My recipe for restoration, in the dry west National Forests
1) Match stocking levels to annual precipitation levels
2) Adjust species compositions to be more resilient to drought, bark beetles and wildfires
3) Change forest structures to be more all-aged (including snags), instead of even-aged management
I would bet that I have seen much more forest types and sheer acreage than you. You lump everyone together as evil loggers bent on forest destruction. Your narrow point of view is currently being left behind.
My “stance” is site-specific, unlike yours.

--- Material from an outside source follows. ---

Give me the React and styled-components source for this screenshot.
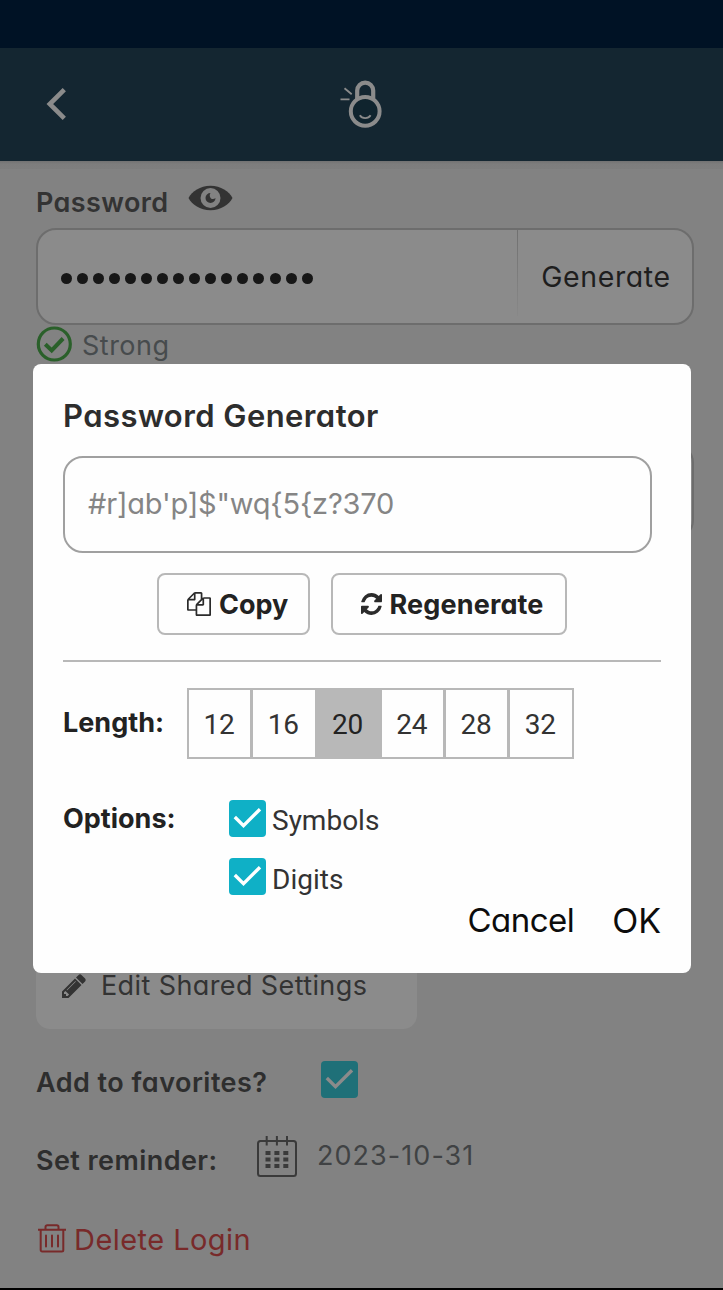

Wildfire suppression for 100+ years has lead to an increase of the densities of dry forest types across the west. Logging reduced those densities. I think there is a valid discussion to be had of “why here” and “why now” but I think way too often groups come forward under the mask of collaboration when their sole intention is to stop all management for any reason. I believe there is sufficient scientific support in regards to environmental, economic, and public safety justifications for accelerated logging on national forests. Beyond that we need to manage the National Forests because they are not National Parks. They do not have the congressional designated protections that National Parks have. If we cannot generate value from those lands via logging and grazing we need to either move to protect them with congressional designations as parks or be willing to loose them eventually to a higher valued use (e.g. mineral extraction, housing development, etc.).
I was wondering if Denise had ever been in the forest, Well I guess she has, but I am not sure I would like to go hiking with her. I can usually see the amazing beauty of our forests.